Furthermore, the first trial was on a charge of murder only. Arson was not included as an offense in the indictment and defendant therefore could not have been convicted of arson at the first trial. A former acquittal would only be a bar to a subsequent prosecution where the defendant could have been convicted on the first indictment of the charge preferred in the second. Comm. v. Comber, 374 Pa. 570 (1953). Here, the jury could not have returned a verdict of arson against defendant at his first trial for felony murder because no separate and distinct charge of arson was before them.2 The protection against double jeopardy extends no further than the offense [s] charged in the indictment at the initial prosecution, or of the offense[s] which a defendant may be properly convicted even though not actually charged in the indictment, i.e. (fornication in a rape case, arson and larceny in a robbery case): Hilands v. Comm., 114 Pa. 372 (1886). Accordingly since defendant was not placed in jeopardy of being convicted for arson at his first trial, his subsequent trial on *463the charge of arson, was not a violation of his Fifth Amendment right against double jeopardy.
Following the decision of Ciucci v. Illinois, 356 U.S. 571 (1958), recent United States Supreme Court cases have upheld the right of a state to prosecute individual offenses, arising out of one occurrence, singly at separate trials, in the absence of proof establishing that the trials entailed fundamental unfairness: Miller v. Oregon, 405 U.S. 1047 (1972) (holding double jeopardy clause not violated when defendant was prosecuted for use of weapon during perpetration of a felony after being tried for violation of a City ordinance (possession of a concealed weapon), both crimes arising out of same transaction) ; Grubb v. Oklahoma, 409 U.S. 1017 (1972) (denied writ of certiorari where defendant was convicted in one trial of armed robbery followed by a second trial for kidnapping, both offenses arising out of the “same transaction”) ; Robinson v. Neil, 409 U.S. 505, 93 S. Ct. 876, 35 L. Ed. 2d 29 (1973) (where court remanded in order to determine “whether the state and municipal prosecutions were actually for the same offense). These decisions can only be interpreted as holding that successive prosecutions for different offenses arising from the same transaction, however defined, are constitutionally permissible.
However, despite this general view of the United States Supreme Court on double jeopardy, the recent decision of the Pennsylvania Supreme Court in Comm. v. Campana, 452 Pa. 233, 304 A. 2d 432 (1973) and the general rule under the new Pa.
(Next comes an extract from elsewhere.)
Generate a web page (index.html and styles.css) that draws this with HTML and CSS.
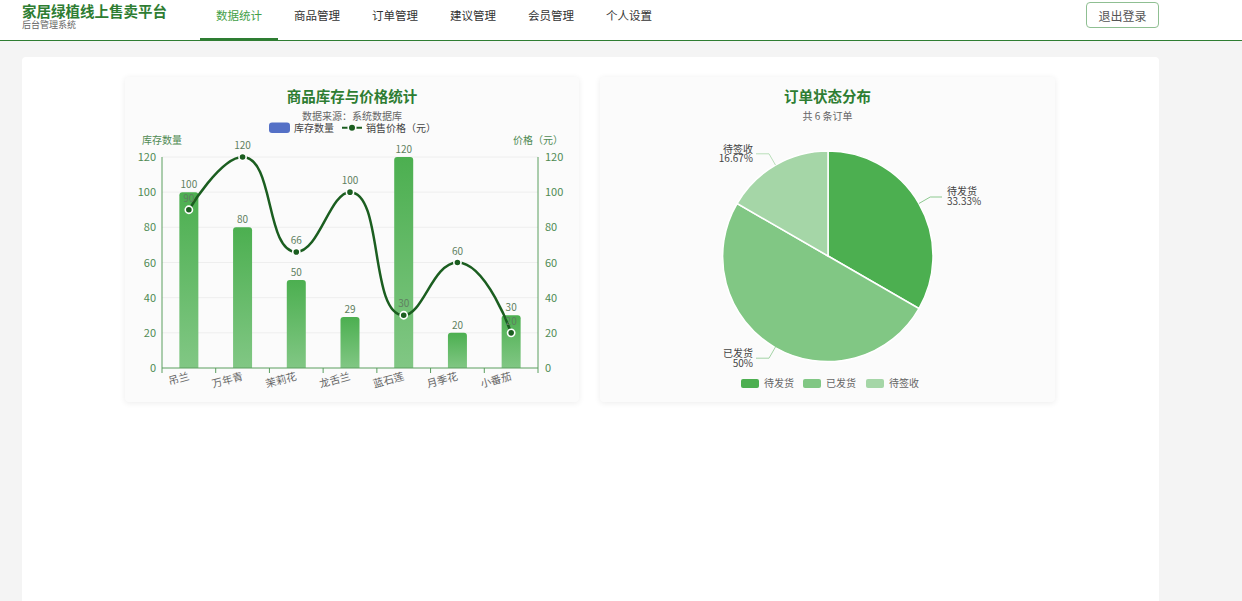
FILE: index.html
```html
<!DOCTYPE html>
<html lang="zh-CN">
<head>
<meta charset="utf-8">
<title>家居绿植线上售卖平台 - 数据统计</title>
<link rel="stylesheet" href="styles.css">
</head>
<body>
<header class="topbar">
  <div class="brand">
    <div class="brand-title">家居绿植线上售卖平台</div>
    <div class="brand-sub">后台管理系统</div>
  </div>
  <nav class="nav">
    <a class="nav-item active">数据统计</a>
    <a class="nav-item">商品管理</a>
    <a class="nav-item">订单管理</a>
    <a class="nav-item">建议管理</a>
    <a class="nav-item">会员管理</a>
    <a class="nav-item">个人设置</a>
  </nav>
  <button class="logout">退出登录</button>
</header>

<main class="main">
  <section class="card card-left">
    <div class="card-title">商品库存与价格统计</div>
    <div class="card-sub">数据来源：系统数据库</div>
    <svg class="chart" width="454" height="281" viewBox="0 0 454 281">
      <defs>
        <linearGradient id="barGrad" x1="0" y1="0" x2="0" y2="1">
          <stop offset="0" stop-color="#4caf50"/>
          <stop offset="1" stop-color="#81c784"/>
        </linearGradient>
      </defs>
      <!-- legend -->
      <rect x="144" y="1.5" width="21" height="10.5" rx="3" fill="#5470c6"/>
      <text class="legend-text" x="169" y="10.5">库存数量</text>
      <line x1="217" y1="6.75" x2="237" y2="6.75" stroke="#1b5e20" stroke-width="2"/>
      <circle cx="227" cy="6.75" r="3.8" fill="#1b5e20" stroke="#fbfbfb" stroke-width="1.6"/>
      <text class="legend-text" x="241" y="10.5">销售价格（元）</text>

      <!-- axis names -->
      <text class="axis-name" x="17" y="22.5">库存数量</text>
      <text class="axis-name" x="388" y="22.5">价格（元）</text>

      <!-- grid lines -->
      <g class="grid">
        <line x1="37" y1="36" x2="413" y2="36"/>
        <line x1="37" y1="71.17" x2="413" y2="71.17"/>
        <line x1="37" y1="106.33" x2="413" y2="106.33"/>
        <line x1="37" y1="141.5" x2="413" y2="141.5"/>
        <line x1="37" y1="176.67" x2="413" y2="176.67"/>
        <line x1="37" y1="211.83" x2="413" y2="211.83"/>
      </g>

      <!-- left axis labels -->
      <g class="ylabel-left">
        <text x="31" y="40">120</text>
        <text x="31" y="75.2">100</text>
        <text x="31" y="110.3">80</text>
        <text x="31" y="145.5">60</text>
        <text x="31" y="180.7">40</text>
        <text x="31" y="215.8">20</text>
        <text x="31" y="251">0</text>
      </g>
      <!-- right axis labels -->
      <g class="ylabel-right">
        <text x="420" y="40">120</text>
        <text x="420" y="75.2">100</text>
        <text x="420" y="110.3">80</text>
        <text x="420" y="145.5">60</text>
        <text x="420" y="180.7">40</text>
        <text x="420" y="215.8">20</text>
        <text x="420" y="251">0</text>
      </g>

      <!-- bars -->
      <g fill="url(#barGrad)">
        <path d="M54.36,247 V74.17 Q54.36,71.17 57.36,71.17 H70.36 Q73.36,71.17 73.36,74.17 V247 Z"/>
        <path d="M108.07,247 V109.33 Q108.07,106.33 111.07,106.33 H124.07 Q127.07,106.33 127.07,109.33 V247 Z"/>
        <path d="M161.79,247 V162.08 Q161.79,159.08 164.79,159.08 H177.79 Q180.79,159.08 180.79,162.08 V247 Z"/>
        <path d="M215.5,247 V199.01 Q215.5,196.01 218.5,196.01 H231.5 Q234.5,196.01 234.5,199.01 V247 Z"/>
        <path d="M269.21,247 V39 Q269.21,36 272.21,36 H285.21 Q288.21,36 288.21,39 V247 Z"/>
        <path d="M322.93,247 V214.83 Q322.93,211.83 325.93,211.83 H338.93 Q341.93,211.83 341.93,214.83 V247 Z"/>
        <path d="M376.64,247 V197.25 Q376.64,194.25 379.64,194.25 H392.64 Q395.64,194.25 395.64,197.25 V247 Z"/>
      </g>

      <!-- bar labels -->
      <g class="val-label">
        <text x="63.86" y="67">100</text>
        <text x="117.57" y="102">80</text>
        <text x="171.29" y="155">50</text>
        <text x="225" y="192">29</text>
        <text x="278.71" y="32">120</text>
        <text x="332.43" y="207.5">20</text>
        <text x="386.14" y="190">30</text>
      </g>

      <!-- axes -->
      <g class="axis">
        <line x1="37" y1="36" x2="37" y2="247"/>
        <line x1="413" y1="36" x2="413" y2="247"/>
        <line x1="37" y1="247" x2="413" y2="247"/>
        <line x1="37" y1="247" x2="37" y2="252"/>
        <line x1="90.71" y1="247" x2="90.71" y2="252"/>
        <line x1="144.43" y1="247" x2="144.43" y2="252"/>
        <line x1="198.14" y1="247" x2="198.14" y2="252"/>
        <line x1="251.86" y1="247" x2="251.86" y2="252"/>
        <line x1="305.57" y1="247" x2="305.57" y2="252"/>
        <line x1="359.29" y1="247" x2="359.29" y2="252"/>
        <line x1="413" y1="247" x2="413" y2="252"/>
      </g>

      <!-- price line -->
      <path class="price-line" d="M63.86,88.75 C63.86,88.75 95.64,36 117.57,36 C149.35,36 140.36,130.95 171.29,130.95 C194.07,130.95 204.89,71.17 225,71.17 C258.6,71.17 244.29,194.25 278.71,194.25 C298,194.25 307.74,141.5 332.43,141.5 C361.45,141.5 386.14,211.83 386.14,211.83"/>
      <g class="price-dot">
        <circle cx="63.86" cy="88.75" r="3.6"/>
        <circle cx="117.57" cy="36" r="3.6"/>
        <circle cx="171.29" cy="130.95" r="3.6"/>
        <circle cx="225" cy="71.17" r="3.6"/>
        <circle cx="278.71" cy="194.25" r="3.6"/>
        <circle cx="332.43" cy="141.5" r="3.6"/>
        <circle cx="386.14" cy="211.83" r="3.6"/>
      </g>
      <g class="val-label">
        <text x="63.86" y="81">90</text>
        <text x="117.57" y="28">120</text>
        <text x="171.29" y="123">66</text>
        <text x="225" y="63">100</text>
        <text x="278.71" y="186">30</text>
        <text x="332.43" y="133.5">60</text>
        <text x="386.14" y="204">20</text>
      </g>

      <!-- x labels -->
      <g class="xlabel">
        <text transform="translate(63.86,255) rotate(-15)" dy="0.35em">吊兰</text>
        <text transform="translate(117.57,255) rotate(-15)" dy="0.35em">万年青</text>
        <text transform="translate(171.29,255) rotate(-15)" dy="0.35em">茉莉花</text>
        <text transform="translate(225,255) rotate(-15)" dy="0.35em">龙舌兰</text>
        <text transform="translate(278.71,255) rotate(-15)" dy="0.35em">蓝石莲</text>
        <text transform="translate(332.43,255) rotate(-15)" dy="0.35em">月季花</text>
        <text transform="translate(386.14,255) rotate(-15)" dy="0.35em">小番茄</text>
      </g>
    </svg>
  </section>

  <section class="card card-right">
    <div class="card-title">订单状态分布</div>
    <div class="card-sub">共 6 条订单</div>
    <svg class="chart" width="455" height="281" viewBox="0 0 455 281">
      <g class="pie">
        <path d="M228,135 L228,30 A105,105 0 0 1 318.93,187.5 Z" fill="#4caf50"/>
        <path d="M228,135 L318.93,187.5 A105,105 0 1 1 137.07,82.5 Z" fill="#81c784"/>
        <path d="M228,135 L137.07,82.5 A105,105 0 0 1 228,30 Z" fill="#a5d6a7"/>
      </g>
      <!-- label lines -->
      <polyline class="label-line" points="318.93,82.5 330.2,76 342,76" stroke="#8cc98f"/>
      <polyline class="label-line" points="175.5,44.07 169,32.8 156,32.8" stroke="#b9dfba"/>
      <polyline class="label-line" points="175.5,225.93 169,237.2 156,237.2" stroke="#a3d3a5"/>
      <!-- labels -->
      <text class="pie-label" x="347" y="74">待发货<tspan x="347" dy="9.5">33.33%</tspan></text>
      <text class="pie-label end" x="153" y="31.5">待签收<tspan x="153" dy="9.5">16.67%</tspan></text>
      <text class="pie-label end" x="153" y="236">已发货<tspan x="153" dy="9.5">50%</tspan></text>
      <!-- legend -->
      <rect x="141" y="258" width="18" height="9" rx="2" fill="#4caf50"/>
      <text class="pie-legend" x="164" y="266">待发货</text>
      <rect x="203" y="258" width="18" height="9" rx="2" fill="#81c784"/>
      <text class="pie-legend" x="226" y="266">已发货</text>
      <rect x="266" y="258" width="18" height="9" rx="2" fill="#a5d6a7"/>
      <text class="pie-legend" x="289" y="266">待签收</text>
    </svg>
  </section>
</main>
</body>
</html>
```
FILE: styles.css
```css
* {
  box-sizing: border-box;
}

html, body {
  margin: 0;
  padding: 0;
}

body {
  background: #f4f4f4;
  font-family: "Noto Sans CJK SC", "Microsoft YaHei", sans-serif;
  color: #333;
  overflow: hidden;
}

.topbar {
  display: flex;
  align-items: flex-start;
  height: 41px;
  background: #fff;
  border-bottom: 1px solid #2e7d32;
  padding: 0 83px 0 22px;
}

.brand {
  width: 178px;
  padding-top: 2px;
}

.brand-title {
  font-size: 14.5px;
  font-weight: 700;
  line-height: 17px;
  color: #2e7d32;
  white-space: nowrap;
}

.brand-sub {
  font-size: 9px;
  line-height: 10px;
  margin-top: 1px;
  color: #666;
  white-space: nowrap;
}

.nav {
  display: flex;
  flex: 1;
}

.nav-item {
  width: 78px;
  height: 40px;
  line-height: 30px;
  text-align: center;
  font-size: 11.5px;
  color: #333;
  cursor: pointer;
}

.nav-item.active {
  color: #43a047;
  border-bottom: 2px solid #2e7d32;
}

.logout {
  margin-top: 2px;
  width: 73px;
  height: 26px;
  padding: 0;
  border: 1px solid #8fbf92;
  border-radius: 4px;
  background: #fff;
  font-family: inherit;
  font-size: 12px;
  color: #555;
}

.main {
  display: flex;
  align-items: flex-start;
  gap: 21px;
  margin: 16px 0 0 22px;
  width: 1137px;
  min-height: 560px;
  background: #fff;
  border-radius: 4px 4px 0 0;
  padding: 20px 0 0 103px;
}

.card {
  height: 325px;
  background: #fbfbfb;
  border-radius: 4px;
  box-shadow: 0 1px 6px rgba(0, 0, 0, 0.08);
  padding-top: 9px;
  text-align: center;
}

.card-left {
  width: 454px;
}

.card-right {
  width: 455px;
}

.card-title {
  font-size: 14.5px;
  font-weight: 700;
  line-height: 20px;
  color: #2e7d32;
}

.card-sub {
  font-size: 10px;
  line-height: 11px;
  margin-top: 4px;
  color: #666;
}

.chart {
  display: block;
  font-family: "Noto Sans CJK SC", "Microsoft YaHei", sans-serif;
}

.legend-text {
  font-size: 10px;
  fill: #444;
}

.axis-name {
  font-size: 10px;
  fill: #4f8a53;
}

.grid line {
  stroke: #eeeeee;
  stroke-width: 1;
}

.ylabel-left text,
.ylabel-right text {
  font-size: 11px;
  fill: #4f8a53;
}

.ylabel-left text {
  text-anchor: end;
}

.axis line {
  stroke: #5a9e5e;
  stroke-width: 1;
}

.val-label text {
  font-size: 10px;
  fill: #5f7f61;
  text-anchor: middle;
}

.price-line {
  fill: none;
  stroke: #1b5e20;
  stroke-width: 2.5;
}

.price-dot circle {
  fill: #1b5e20;
  stroke: #ffffff;
  stroke-width: 1.6;
}

.xlabel text {
  font-size: 10.5px;
  fill: #666;
  text-anchor: end;
}

.pie path {
  stroke: #ffffff;
  stroke-width: 1.5;
}

.label-line {
  fill: none;
  stroke-width: 1;
}

.pie-label {
  font-size: 10px;
  fill: #444;
}

.pie-label.end {
  text-anchor: end;
}

.pie-legend {
  font-size: 10px;
  fill: #666;
}
```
Crimes Code (Sec. 110 (1) (ii)) effective June 6, 1973, requiring joinder, seem to eliminate the need for the doctrine of collateral es-to] >pel and the traditional approach to double jeopardy in Pennsylvania. The concern and travail which courts, legislatures and legal scholars have experienced down through the years over deciding whether or not an accused has been deprived of his constitutional right *464against double jeopardy, all the phrases found in opinions and research articles such as “identity of issue”, “identity of offenses”, “separate offenses” and other expressions utilized in determining whether an accused was twice placed in jeopardy, have lost their original importance. Now, under the decision of Campana and the Crimes Code, supra, if the offenses were committed in one criminal episode they shall be consolidated for trial.
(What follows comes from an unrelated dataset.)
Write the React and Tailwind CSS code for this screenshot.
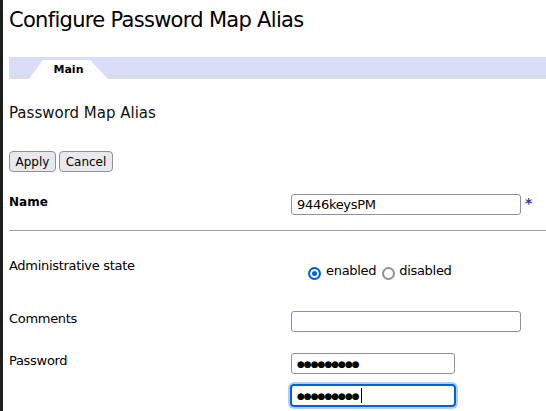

A majority of the court however did not agree in the Campana case that the lack of joinder presented a constitutional issue, the deprivation of which violated the defendant’s constitutional rights. Therefore, even if applicable to the facts of this case, that decision is not binding3 upon us so as to require us to apply it to the facts of this case in protection of any constitutional rights of the defendant.
Furthermore, the new Pennsylvania Crimes Code which became effective after the Campana decision sets forth an exception to any required consolidation of charges, which exception would be applicable to the facts of this case and in accord with the reasoning of this court before set forth. Section 110(1) (iii) (A) provides for separate trials for offenses even though arising out of the same conduct where “each required proof of a fact not required by the other and the law defining each of such offenses is intended to prevent substantially different harm or evil.” I am of the opinion that the felony murder doctrine, originating at common law and firmly established statutorily (including present re-enactment under the new Crimes Code, Section 2502(a)), in classifying as murder in the first *465degree, a killing which, occurs in the commission of an enumerated felony, intends beyond question, to prevent a substantially different harm or evil. The charge of felony-murder certainly was intended to prevent a substantially different harm or evil than that resulting from an arson alone. “To the victim criminal conduct is readily divisible and intensely personal; each offense is an offense against a person.” To say that a trial on a charge of felony murder precludes a trial on the underlying felony such as rape, kidnapping, arson, burglary or robbery on the grounds of double jeopardy “demeans the dignity of the human personality and individuality.” As Chief Justice Burger states, “no court that elevates the individual rights and human dignity of the accused to a high place — as we should — ought to be so casual as to treat the victim as a single homogenized lump of clay. I would grant the dignity of individual status to the victim as much as to those accused, not more but surely not less”: Ashe v. Swenson, supra (dissenting opinion).
In my view the separate trial of the defendant on the arson charges was permissible and proper, and that the court below erred in holding defendant’s constitutional rights were violated by such subsequent trial.
I would reverse the order of the court below and remand for sentencing.
All these trials were based on separate indictments consecutively rendered at the same term of court, No. 2720 through 2726 of April 1970, which indictments included other charges not here material.
A separate charge of arson was not presented along with the felony murder charge presumably in accordance with Rule 219 of the Pa. Rules of Criminal Procedure.
Comm. v. Cooper, 444 Pa. 122, 278 A. 2d 895 (1971), Comm. v. Silverman, 442 Pa. 211, 275 A. 2d 308 (1971), Comm. v. Little, 432 Pa. 256, 248 A. 2d 32 (1968), Comm. v. Wagner, 221 Pa. Superior Ct. 50, 60 (1972).